Nonetheless, when asked whether I am a happy person, I can respond positively. I have now been ‘happily’ married for almost 55 years. We have two good children and have been blessed with two nice grandkids. I still enjoy reasonably good health. I can look back on an interesting career with much variation. I continue to be involved with various meaningful projects. And my Christian faith provides me with a solid basis of meaning.

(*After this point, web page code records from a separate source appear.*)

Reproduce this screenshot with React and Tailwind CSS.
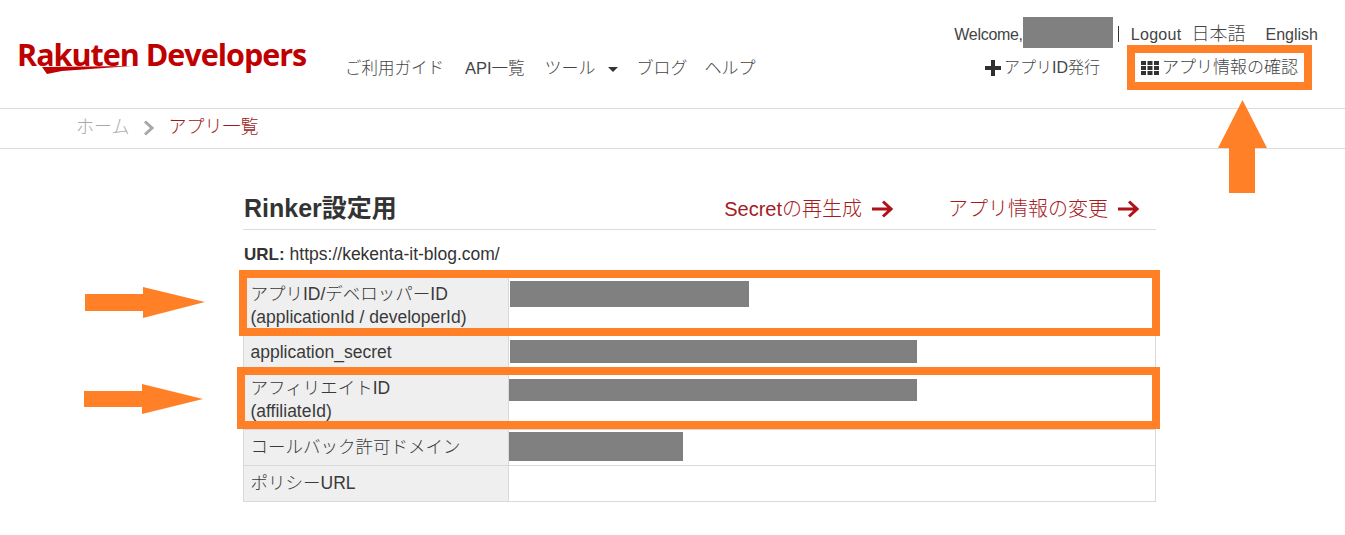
import React from "react";

const FONT = "[font-family:'Liberation_Sans','Noto_Sans_CJK_JP',sans-serif]";

function Redact({ className }) {
  return <div className={`bg-[#808080] ${className}`} />;
}

function ArrowR() {
  return (
    <svg width="21" height="18" viewBox="0 0 21 18" fill="none" stroke="#b01116" strokeWidth="3" className="shrink-0">
      <path d="M0 9h19M11 1.5 19 9l-8 7.5" />
    </svg>
  );
}

function Logo() {
  return (
    <div className="relative w-[289px] h-[36px] overflow-visible">
      <div className="text-[#bf0000] text-[30.500px] leading-[36px] font-bold tracking-[-1px] whitespace-nowrap [font-family:'Open_Sans','Liberation_Sans',sans-serif]">
        Rakuten Developers
      </div>
      <svg className="absolute left-[25px] top-[30px]" width="90" height="8" viewBox="0 0 90 8">
        <path d="M0 1 L90 0 L20 5 L5 8 Z" fill="#bf0000" />
      </svg>
    </div>
  );
}

function Header() {
  return (
    <header className="h-[109px] border-b border-[#dcdcdc] flex">
      <div className="pl-[17px] pt-[36px]">
        <Logo />
      </div>
      <nav className="ml-[39px] pt-[56px] flex items-start text-[16.500px] leading-[24px] text-[#444] font-light">
        <span>ご利用ガイド</span>
        <span className="ml-[21px]">API一覧</span>
        <span className="ml-[20px] mt-px flex items-center gap-[12px] text-[17px]">
          ツール
          <span className="w-0 h-0 border-x-[5px] border-x-transparent border-t-[5px] border-t-[#333]" />
        </span>
        <span className="ml-[19px] mt-px text-[17px]">ブログ</span>
        <span className="ml-[17px] mt-px text-[17px]">ヘルプ</span>
      </nav>
      <div className="ml-auto pr-[27px] pt-[17px] flex flex-col items-end text-[#444] font-light">
        <div className="h-[31px] flex items-center text-[16px] whitespace-nowrap">
          <span className="pt-[4px] tracking-[-0.3px]">Welcome,</span>
          <Redact className="w-[90px] h-[31px]" />
          <span className="w-px h-[16px] bg-[#333] ml-[5px] mt-[3px]" />
          <span className="ml-[12px] pt-[4px] tracking-[0.3px]">Logout</span>
          <span className="ml-[10px] pt-[4px] text-[18px]">日本語</span>
          <span className="ml-[20px] pt-[4px]">English</span>
        </div>
        <div className="mt-[8px] flex items-center text-[16px] leading-[24px] pr-[20px]">
          <svg width="16" height="16" viewBox="0 0 16 16" fill="#2f2f2f" className="mr-[3px]">
            <path d="M6 0h4v6h6v4h-6v6H6v-6H0V6h6z" />
          </svg>
          <span>アプリID発行</span>
          <svg width="18" height="16" viewBox="0 0 18 16" fill="#333" className="ml-[41px] mr-[3px]">
            <path d="M0 1h5v4H0zM6.500 1h5v4h-5zM13 1h5v4h-5zM0 6h5v4H0zM6.500 6h5v4h-5zM13 6h5v4h-5zM0 11h5v4H0zM6.500 11h5v4h-5zM13 11h5v4h-5z" />
          </svg>
          <span className="w-[136px] whitespace-nowrap text-[17px]">アプリ情報の確認</span>
        </div>
      </div>
    </header>
  );
}

function Breadcrumb() {
  return (
    <div className="h-[40px] border-b border-[#dcdcdc] pl-[76px] pb-[2px] flex items-center text-[18px] font-light">
      <span className="text-[#a8a8a8]">ホーム</span>
      <svg width="12" height="16" viewBox="0 0 12 16" fill="none" stroke="#a8a8a8" strokeWidth="3" className="ml-[14px] mr-[13px]">
        <path d="M2 1.500 9 8l-7 6.500" />
      </svg>
      <span className="text-[#9c1a1a]">アプリ一覧</span>
    </div>
  );
}

const rows = [
  { h: "h-[59px]", label: ["アプリID/デベロッパーID", "(applicationId / developerId)"], bar: "w-[239px] h-[26px] ml-[1px] mt-[4px]" },
  { h: "h-[35px]", label: ["application_secret"], bar: "w-[407px] h-[23px] ml-[1px] mt-[4px]" },
  { h: "h-[59px]", label: ["アフィリエイトID", "(affiliateId)"], bar: "w-[408px] h-[22px] mt-[8px]" },
  { h: "h-[36px]", label: ["コールバック許可ドメイン"], bar: "w-[174px] h-[29px] mt-[2px]" },
  { h: "h-[36px]", label: ["ポリシーURL"], bar: null },
];

function Table() {
  return (
    <table className="w-[913px] border-collapse table-fixed text-[17.500px] leading-[23px] text-[#3a3a3a]">
      <colgroup>
        <col className="w-[265px]" />
        <col />
      </colgroup>
      <tbody>
        {rows.map((r, i) => (
          <tr key={i} className={r.h}>
            <td className="border border-[#d9d9d9] bg-[#efefef] pl-[6.500px] pb-[1px] align-middle font-light">
              {r.label.map((l) => (
                <div key={l} className="whitespace-nowrap">{l}</div>
              ))}
            </td>
            <td className="border border-[#d9d9d9] p-0 align-top">
              {r.bar && <Redact className={r.bar} />}
            </td>
          </tr>
        ))}
      </tbody>
    </table>
  );
}

function Content() {
  return (
    <main className="ml-[243px] w-[913px]">
      <div className="mt-[29px] h-[52px] pt-[10px] border-b border-[#dcdcdc] flex items-center justify-between">
        <h2 className="ml-px text-[25px] font-bold text-[#333]">Rinker設定用</h2>
        <div className="flex items-center text-[20px] text-[#a51c1f] font-light pr-[17px]">
          <span>Secretの再生成</span>
          <span className="ml-[10px]"><ArrowR /></span>
          <span className="ml-[55px]">アプリ情報の変更</span>
          <span className="ml-[10px]"><ArrowR /></span>
        </div>
      </div>
      <p className="mt-[12px] mb-[9px] ml-px flex items-baseline text-[#333] leading-[24px]">
        <b className="text-[17px]">URL:</b>
        <span className="ml-[5px] text-[17.500px]">https://kekenta-it-blog.com/</span>
      </p>
      <Table />
    </main>
  );
}

function Annotations() {
  const o = "#ff8026";
  return (
    <>
      <div className="absolute left-[1127px] top-[45px] w-[185px] h-[45px] border-[8px] border-[#ff8026]" />
      <div className="absolute left-[239px] top-[270px] w-[921px] h-[66px] border-[8px] border-[#ff8026]" />
      <div className="absolute left-[237px] top-[367px] w-[923px] h-[62px] border-[8px] border-[#ff8026]" />
      <svg className="absolute left-[1218px] top-[100px]" width="50" height="94" viewBox="0 0 50 94">
        <path d="M24.500 0 49 48H37V93H11V48H0Z" fill={o} />
      </svg>
      <svg className="absolute left-[85px] top-[287px]" width="121" height="32" viewBox="0 0 121 32">
        <path d="M0 7H58V0L120 15 58 31V24H0Z" fill={o} />
      </svg>
      <svg className="absolute left-[84px] top-[384px]" width="120" height="31" viewBox="0 0 120 31">
        <path d="M0 7H58V0L119 15 58 30V23H0Z" fill={o} />
      </svg>
    </>
  );
}

export default function App() {
  return (
    <div className={`relative w-[1345px] h-[535px] overflow-hidden bg-white ${FONT}`}>
      <Header />
      <Breadcrumb />
      <Content />
      <Annotations />
    </div>
  );
}
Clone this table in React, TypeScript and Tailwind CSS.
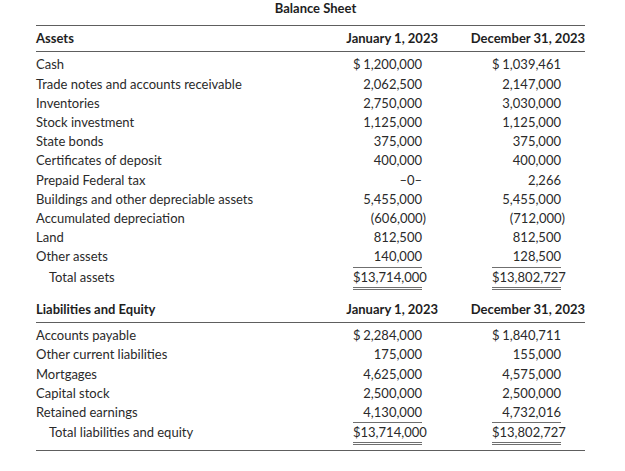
import React from "react";

type Row = {
  label: string;
  jan: string;
  dec: string;
  janDollar?: boolean;
  decDollar?: boolean;
  neg?: boolean;
  rule?: "single" | "double";
  indent?: boolean;
};

const assets: Row[] = [
  { label: "Cash", jan: "1,200,000", dec: "1,039,461", janDollar: true, decDollar: true },
  { label: "Trade notes and accounts receivable", jan: "2,062,500", dec: "2,147,000" },
  { label: "Inventories", jan: "2,750,000", dec: "3,030,000" },
  { label: "Stock investment", jan: "1,125,000", dec: "1,125,000" },
  { label: "State bonds", jan: "375,000", dec: "375,000" },
  { label: "Certificates of deposit", jan: "400,000", dec: "400,000" },
  { label: "Prepaid Federal tax", jan: "–0–", dec: "2,266" },
  { label: "Buildings and other depreciable assets", jan: "5,455,000", dec: "5,455,000" },
  { label: "Accumulated depreciation", jan: "(606,000", dec: "(712,000", neg: true },
  { label: "Land", jan: "812,500", dec: "812,500" },
  { label: "Other assets", jan: "140,000", dec: "128,500", rule: "single" },
  { label: "Total assets", jan: "$13,714,000", dec: "$13,802,727", rule: "double", indent: true },
];

const liabilities: Row[] = [
  { label: "Accounts payable", jan: "2,284,000", dec: "1,840,711", janDollar: true, decDollar: true },
  { label: "Other current liabilities", jan: "175,000", dec: "155,000" },
  { label: "Mortgages", jan: "4,625,000", dec: "4,575,000" },
  { label: "Capital stock", jan: "2,500,000", dec: "2,500,000" },
  { label: "Retained earnings", jan: "4,130,000", dec: "4,732,016", rule: "single" },
  { label: "Total liabilities and equity", jan: "$13,714,000", dec: "$13,802,727", rule: "double", indent: true },
];

function Amount({ value, dollar, neg, rule }: { value: string; dollar?: boolean; neg?: boolean; rule?: Row["rule"] }) {
  const ruleClass =
    rule === "single"
      ? "border-b border-[#6f6f6f]"
      : rule === "double"
      ? "border-b-[3px] border-double border-[#6f6f6f]"
      : "";
  return (
    <div className={`w-[69px] flex justify-between self-start ${ruleClass}`}>
      <span>{dollar ? "$" : ""}</span>
      <span>
        {value}
        {neg && <span className="-mr-[4px]">)</span>}
      </span>
    </div>
  );
}

function Section({ title, rows }: { title: string; rows: Row[] }) {
  return (
    <div>
      <div className="grid grid-cols-[1fr_150px_147px] h-[26px] items-center border-b border-[#5e5e5e] font-bold text-[#1e1e1e]">
        <div>{title}</div>
        <div className="text-right">January 1, 2023</div>
        <div className="text-right">December 31, 2023</div>
      </div>
      <div className="pt-[3.4px]">
        {rows.map((r) => (
          <div key={r.label} className="grid grid-cols-[1fr_150px_147px] leading-[19.2px]">
            <div className={r.indent ? "pl-[13px]" : ""}>{r.label}</div>
            <div className="flex justify-end pr-[16px]">
              <Amount value={r.jan} dollar={r.janDollar} neg={r.neg} rule={r.rule} />
            </div>
            <div className="flex justify-end pr-[24px]">
              <Amount value={r.dec} dollar={r.decDollar} neg={r.neg} rule={r.rule} />
            </div>
          </div>
        ))}
      </div>
    </div>
  );
}

export default function App() {
  return (
    <div
      className="w-[625px] h-[471px] bg-white text-[#2a2a2a] text-[13px] pl-[36px] pr-[40px]"
      style={{ fontFamily: "Lato, 'Open Sans', sans-serif" }}
    >
      <div className="h-[25px] leading-[16px] text-center font-bold text-[#1e1e1e] pl-[10px]">Balance Sheet</div>
      <div className="border-t border-[#5e5e5e]">
        <Section title="Assets" rows={assets} />
      </div>
      <div className="mt-[7px]">
        <Section title="Liabilities and Equity" rows={liabilities} />
      </div>
      <div className="mt-[5px] border-t border-[#5e5e5e]" />
    </div>
  );
}
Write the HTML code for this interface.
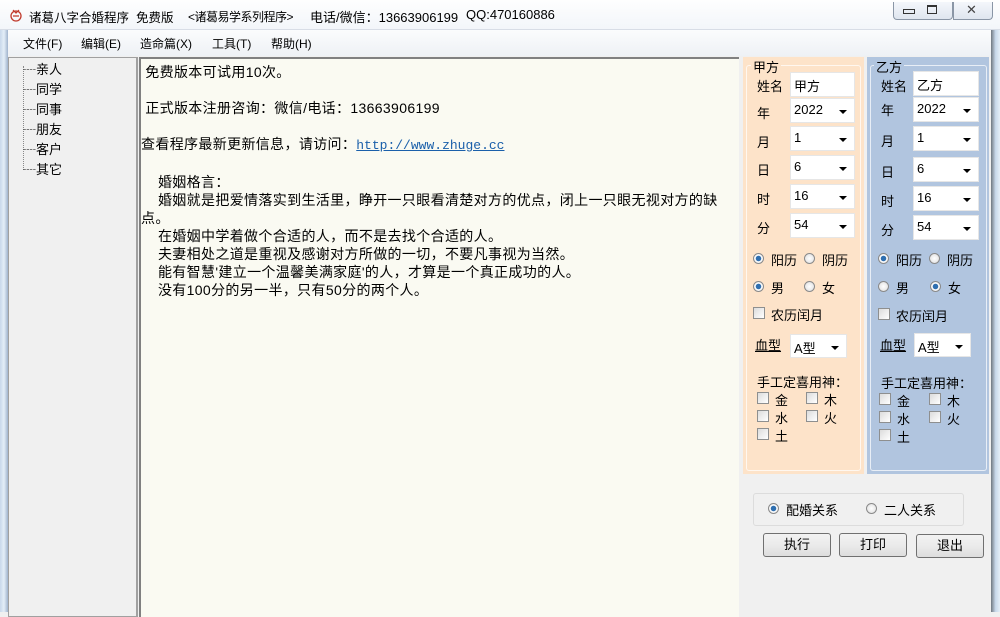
<!DOCTYPE html>
<html><head><meta charset="utf-8">
<style>
*{margin:0;padding:0;box-sizing:border-box}
body{width:1000px;height:612px;overflow:hidden;background:#f0f0f0;font-family:"Liberation Sans","Noto Sans CJK SC",sans-serif;font-size:12px;color:#000;position:relative}
.a{position:absolute}
.title{left:0;top:0;width:1000px;height:30px;background:linear-gradient(#fefefe,#f3f6fa);border-bottom:1px solid #d8dde6}
.menu{left:8px;top:30px;width:983px;height:26px;background:linear-gradient(#fbfcfd,#eef1f5)}
.lb{left:0;top:30px;width:8px;height:582px;background:linear-gradient(90deg,#c8d8ea,#e4eef8,#9fb3cc)}
.rb{left:991px;top:30px;width:9px;height:582px;background:linear-gradient(90deg,#6f7780,#c8d8ea,#e4eef8)}
.tree{left:8px;top:57px;width:130px;height:560px;background:#f0f0f0;border:1px solid #a0a0a0;border-right:2px solid #a0a0a0}
.txt{left:139px;top:57px;width:600px;height:560px;background:#fafaf2;border-left:2px solid #808080;border-top:2px solid #808080;font-size:14px;line-height:18px;white-space:pre;padding-top:4px;letter-spacing:0.35px}
.peach{left:743px;top:57px;width:121px;height:417px;background:#fde3c9}
.blue{left:867px;top:57px;width:122px;height:417px;background:#b1c5df}
.gb{border:1px solid rgba(255,255,255,.7);border-radius:3px}
.in{background:#fff;border:1px solid #e6e6e6;height:25px;font-size:13px;padding:3px 0 0 3px}
.sel::after{content:"";position:absolute;right:7px;top:11px;border-left:4px solid transparent;border-right:4px solid transparent;border-top:4px solid #000}
.rd{width:11px;height:11px;border-radius:50%;border:1px solid #8a8a8a;background:radial-gradient(#fff,#dcdcdc)}
.rd.on{background:radial-gradient(#2f6fb0 0 2.5px,#fff 3px,#e0e0e0)}
.cb{width:12px;height:12px;border:1px solid #8e8f8f;background:linear-gradient(135deg,#dcdcdc,#fff)}
.btn{height:24px;width:68px;border:1px solid #707070;border-radius:3px;background:linear-gradient(#f2f2f2,#ebebeb 50%,#dddddd);text-align:center;line-height:22px;font-size:13px}
.t{font-size:13px;white-space:pre}
.s{font-size:12px;white-space:pre}
</style></head><body>
<div class="a title"></div>
<svg class="a" style="left:8px;top:7px" width="16" height="16" viewBox="0 0 16 16"><circle cx="8" cy="9" r="5" fill="none" stroke="#c0392b" stroke-width="1.3"/><path d="M5 3 L8 6 L11 3 M5 9 h6" stroke="#c0392b" stroke-width="1.2" fill="none"/></svg>
<div class="a t" style="left:29px;top:7px;font-size:12.5px">诸葛八字合婚程序  免费版</div>
<div class="a s" style="left:188px;top:8px;letter-spacing:-0.5px">&lt;诸葛易学系列程序&gt;</div>
<div class="a t" style="left:310px;top:7px">电话/微信：13663906199</div>
<div class="a t" style="left:466px;top:7px">QQ:470160886</div>
<div class="a" style="left:893px;top:2px;width:60px;height:18px;border:1px solid #8a96a6;border-top:none;border-radius:0 0 4px 4px;background:linear-gradient(#f4f7fb,#dfe6ef)"></div>
<div class="a" style="left:953px;top:2px;width:40px;height:18px;border:1px solid #8a96a6;border-top:none;border-radius:0 0 4px 0;background:linear-gradient(#f4f7fb,#dfe6ef)"></div>
<div class="a" style="left:903px;top:9px;width:12px;height:5px;border:1px solid #333"></div>
<div class="a" style="left:927px;top:5px;width:10px;height:9px;border:1px solid #333;border-top-width:2px"></div>
<div class="a" style="left:966px;top:2px;font-size:13px;color:#444">✕</div>
<div class="a lb"></div><div class="a rb"></div>
<div class="a menu"></div>
<div class="a s" style="left:23px;top:35px">文件(F)</div>
<div class="a s" style="left:81px;top:35px">编辑(E)</div>
<div class="a s" style="left:140px;top:35px">造命篇(X)</div>
<div class="a s" style="left:212px;top:35px">工具(T)</div>
<div class="a s" style="left:271px;top:35px">帮助(H)</div>
<div class="a tree">
 <div class="a" style="left:14px;top:8px;width:1px;height:104px;border-left:1px dotted #888"></div>
 <div class="a t" style="left:14px;top:2px;line-height:20px">┈亲人
┈同学
┈同事
┈朋友
┈客户
┈其它</div>
</div>
<div class="a txt"> 免费版本可试用10次。

 正式版本注册咨询：微信/电话：13663906199

查看程序最新更新信息，请访问：<span style="color:#1a5faa;text-decoration:underline;font-family:'Liberation Mono',monospace;font-size:13px;letter-spacing:0">http://www.zhuge.cc</span>

    婚姻格言：
    婚姻就是把爱情落实到生活里，睁开一只眼看清楚对方的优点，闭上一只眼无视对方的缺
点。
    在婚姻中学着做个合适的人，而不是去找个合适的人。
    夫妻相处之道是重视及感谢对方所做的一切，不要凡事视为当然。
    能有智慧'建立一个温馨美满家庭'的人，才算是一个真正成功的人。
    没有100分的另一半，只有50分的两个人。</div>

<div class="a peach"></div><div class="a blue"></div>
<div class="a gb" style="left:746px;top:65px;width:115px;height:406px"></div>
<div class="a gb" style="left:870px;top:65px;width:117px;height:406px"></div>
<div class="a t" style="left:751px;top:57px;background:#fde3c9;padding:0 2px">甲方</div>
<div class="a t" style="left:874px;top:57px;background:#b1c5df;padding:0 2px">乙方</div>

<div class="a t" style="left:757px;top:76px">姓名</div>
<div class="a in" style="left:790px;top:72px;width:65px">甲方</div>
<div class="a t" style="left:757px;top:103px">年</div><div class="a in sel" style="left:790px;top:98px;width:65px">2022</div>
<div class="a t" style="left:757px;top:132px">月</div><div class="a in sel" style="left:790px;top:126px;width:65px">1</div>
<div class="a t" style="left:757px;top:160px">日</div><div class="a in sel" style="left:790px;top:155px;width:65px">6</div>
<div class="a t" style="left:757px;top:189px">时</div><div class="a in sel" style="left:790px;top:184px;width:65px">16</div>
<div class="a t" style="left:757px;top:218px">分</div><div class="a in sel" style="left:790px;top:213px;width:65px">54</div>
<div class="a rd on" style="left:753px;top:253px"></div><div class="a t" style="left:771px;top:250px">阳历</div>
<div class="a rd" style="left:804px;top:253px"></div><div class="a t" style="left:822px;top:250px">阴历</div>
<div class="a rd on" style="left:753px;top:281px"></div><div class="a t" style="left:771px;top:278px">男</div>
<div class="a rd" style="left:804px;top:281px"></div><div class="a t" style="left:822px;top:278px">女</div>
<div class="a cb" style="left:753px;top:307px"></div><div class="a t" style="left:771px;top:305px">农历闰月</div>
<div class="a t" style="left:755px;top:335px;text-decoration:underline">血型</div>
<div class="a in sel" style="left:790px;top:334px;width:57px;height:24px">A型</div>
<div class="a t" style="left:757px;top:372px">手工定喜用神：</div>
<div class="a cb" style="left:757px;top:392px"></div><div class="a t" style="left:775px;top:390px">金</div>
<div class="a cb" style="left:806px;top:392px"></div><div class="a t" style="left:824px;top:390px">木</div>
<div class="a cb" style="left:757px;top:410px"></div><div class="a t" style="left:775px;top:408px">水</div>
<div class="a cb" style="left:806px;top:410px"></div><div class="a t" style="left:824px;top:408px">火</div>
<div class="a cb" style="left:757px;top:428px"></div><div class="a t" style="left:775px;top:426px">土</div>

<div class="a t" style="left:881px;top:76px">姓名</div>
<div class="a in" style="left:913px;top:71px;width:66px">乙方</div>
<div class="a t" style="left:881px;top:100px">年</div><div class="a in sel" style="left:913px;top:97px;width:66px">2022</div>
<div class="a t" style="left:881px;top:131px">月</div><div class="a in sel" style="left:913px;top:126px;width:66px">1</div>
<div class="a t" style="left:881px;top:162px">日</div><div class="a in sel" style="left:913px;top:157px;width:66px">6</div>
<div class="a t" style="left:881px;top:191px">时</div><div class="a in sel" style="left:913px;top:186px;width:66px">16</div>
<div class="a t" style="left:881px;top:220px">分</div><div class="a in sel" style="left:913px;top:215px;width:66px">54</div>
<div class="a rd on" style="left:878px;top:253px"></div><div class="a t" style="left:896px;top:250px">阳历</div>
<div class="a rd" style="left:929px;top:253px"></div><div class="a t" style="left:947px;top:250px">阴历</div>
<div class="a rd" style="left:878px;top:281px"></div><div class="a t" style="left:896px;top:278px">男</div>
<div class="a rd on" style="left:930px;top:281px"></div><div class="a t" style="left:948px;top:278px">女</div>
<div class="a cb" style="left:878px;top:308px"></div><div class="a t" style="left:896px;top:306px">农历闰月</div>
<div class="a t" style="left:880px;top:335px;text-decoration:underline">血型</div>
<div class="a in sel" style="left:914px;top:333px;width:57px;height:24px">A型</div>
<div class="a t" style="left:881px;top:373px">手工定喜用神：</div>
<div class="a cb" style="left:879px;top:393px"></div><div class="a t" style="left:897px;top:391px">金</div>
<div class="a cb" style="left:929px;top:393px"></div><div class="a t" style="left:947px;top:391px">木</div>
<div class="a cb" style="left:879px;top:411px"></div><div class="a t" style="left:897px;top:409px">水</div>
<div class="a cb" style="left:929px;top:411px"></div><div class="a t" style="left:947px;top:409px">火</div>
<div class="a cb" style="left:879px;top:429px"></div><div class="a t" style="left:897px;top:427px">土</div>

<div class="a" style="left:753px;top:493px;width:211px;height:33px;border:1px solid #dcdcdc;border-radius:3px"></div>
<div class="a rd on" style="left:768px;top:503px"></div><div class="a t" style="left:786px;top:500px">配婚关系</div>
<div class="a rd" style="left:866px;top:503px"></div><div class="a t" style="left:884px;top:500px">二人关系</div>
<div class="a btn" style="left:763px;top:533px">执行</div>
<div class="a btn" style="left:839px;top:533px">打印</div>
<div class="a btn" style="left:916px;top:534px">退出</div>
</body></html>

As we seek to define ‘happiness’, we should perhaps first of all let us be inspired by the beatitudes which Christ spoke as part of his ‘sermon on the Mount’. This helps us to discover that true ‘happiness’ is directly linked to contentment, gratitude, acceptance, having our focus on what is good and true. Happiness is found in trusting that we have our place on God’s world. Happiness, therefore, is first and foremost a hopeful confidence that, even when at times life is tough and brings us a lot of unhappiness, we are in the care of a loving power that lifts us beyond ourselves and the things that may trouble us. Those who do not believe this will have to be content with a very superficial kind of happiness—a bubble that can burst at any time.